# Provided material
• • • • • • •

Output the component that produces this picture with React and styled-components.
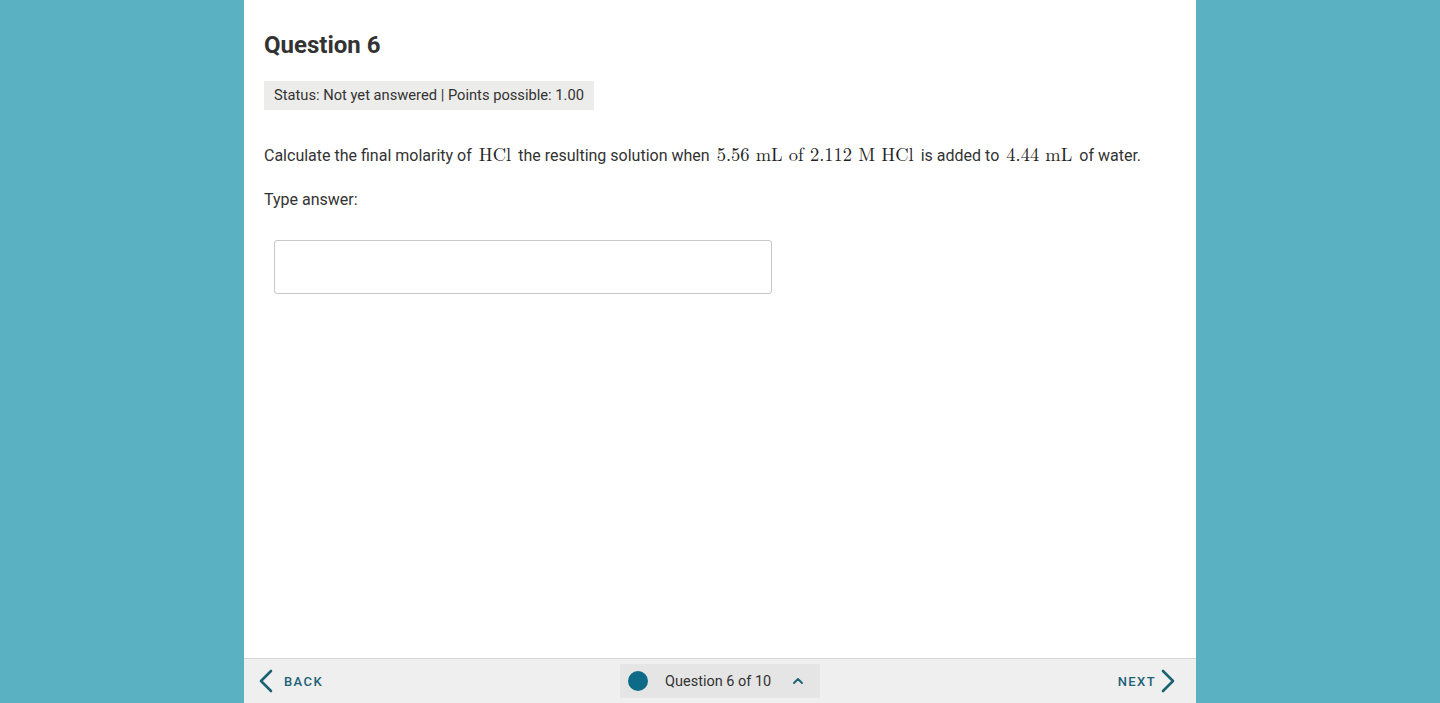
import React from "react";
import styled, { createGlobalStyle } from "styled-components";

const Global = createGlobalStyle`
  html, body {
    margin: 0;
    padding: 0;
    height: 100%;
  }
  body {
    background: #59b1c1;
    font-family: Roboto, "Liberation Sans", sans-serif;
    color: #333;
  }
  #root {
    height: 100%;
  }
`;

const Page = styled.div`
  height: 703px;
  display: flex;
  justify-content: center;
`;

const Panel = styled.main`
  width: 952px;
  background: #fff;
  display: flex;
  flex-direction: column;
`;

const Body = styled.section`
  flex: 1;
  padding: 29px 20px 0 20px;
`;

const Title = styled.h1`
  margin: 0;
  font-size: 24px;
  font-weight: 700;
  color: #333;
  line-height: 32px;
`;

const Status = styled.div`
  display: inline-block;
  margin-top: 20px;
  background: #ececea;
  padding: 0 10px;
  height: 29px;
  line-height: 29px;
  font-size: 14.7px;
  color: #333;
`;

const Prompt = styled.p`
  margin: 29px 0 0 0;
  font-size: 16px;
  line-height: 28px;
  color: #333;
`;

const Math = styled.span`
  font-family: "Latin Modern Roman", "Liberation Serif", serif;
  font-size: 18.5px;
  margin: 0 7px;
  color: #222;
`;

const Label = styled.p`
  margin: 18px 0 0 0;
  font-size: 16px;
  line-height: 24px;
`;

const Answer = styled.input`
  display: block;
  margin: 28px 0 0 10px;
  width: 498px;
  height: 54px;
  box-sizing: border-box;
  border: 1px solid #c9c9c9;
  border-radius: 3px;
  box-shadow: inset 0 0 1px rgba(0, 0, 0, 0.1);
  outline: none;
`;

const Footer = styled.footer`
  height: 44px;
  border-top: 1px solid #d6d6d6;
  background: #efefef;
  display: flex;
  align-items: center;
  justify-content: space-between;
  padding: 0 21px 0 15px;
`;

const NavButton = styled.button`
  display: flex;
  align-items: center;
  gap: ${(p) => (p.$right ? "5px" : "11px")};
  background: none;
  border: none;
  padding: 0;
  font-family: Roboto, "Liberation Sans", sans-serif;
  font-size: 13px;
  font-weight: 500;
  letter-spacing: 1.4px;
  color: #1c6275;
  cursor: pointer;
  width: 120px;
  justify-content: ${(p) => (p.$right ? "flex-end" : "flex-start")};
`;

const Picker = styled.div`
  display: flex;
  align-items: center;
  height: 34px;
  width: 200px;
  box-sizing: border-box;
  background: #e5e5e5;
  padding: 0 14px 0 8px;
  margin-left: 6px;
`;

const Dot = styled.span`
  width: 20px;
  height: 20px;
  border-radius: 50%;
  background: #0e6b87;
`;

const PickerText = styled.span`
  margin-left: 17px;
  font-size: 14.5px;
  color: #333;
  flex: 1;
`;

const SideChevron = ({ dir }) => (
  <svg width="14" height="24" viewBox="0 0 14 24" fill="none">
    <path
      d={dir === "left" ? "M12 2 L2 12 L12 22" : "M2 2 L12 12 L2 22"}
      stroke="#1c6275"
      strokeWidth="2.6"
      strokeLinecap="round"
      strokeLinejoin="round"
    />
  </svg>
);

const UpChevron = () => (
  <svg width="16" height="16" viewBox="0 0 24 24" fill="none">
    <path d="M6 15 L12 9 L18 15" stroke="#1c6275" strokeWidth="2.8" strokeLinecap="round" strokeLinejoin="round" />
  </svg>
);

export default function App() {
  return (
    <Page>
      <Global />
      <Panel>
        <Body>
          <Title>Question 6</Title>
          <Status>Status: Not yet answered | Points possible: 1.00</Status>
          <Prompt>
            Calculate the final molarity of<Math>HCl</Math>the resulting solution when
            <Math>5.56 mL of 2.112 M HCl</Math>is added to<Math>4.44 mL</Math>of water.
          </Prompt>
          <Label>Type answer:</Label>
          <Answer type="text" aria-label="answer" />
        </Body>
        <Footer>
          <NavButton>
            <SideChevron dir="left" />
            BACK
          </NavButton>
          <Picker>
            <Dot />
            <PickerText>Question 6 of 10</PickerText>
            <UpChevron />
          </Picker>
          <NavButton $right>
            NEXT
            <SideChevron dir="right" />
          </NavButton>
        </Footer>
      </Panel>
    </Page>
  );
}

• • • • • • •

# Problem to solve
From the data above, copy each line where the string "components" appears.

# Solution to the exercise
Output the component that produces this picture with React and styled-components.
import styled, { createGlobalStyle } from "styled-components";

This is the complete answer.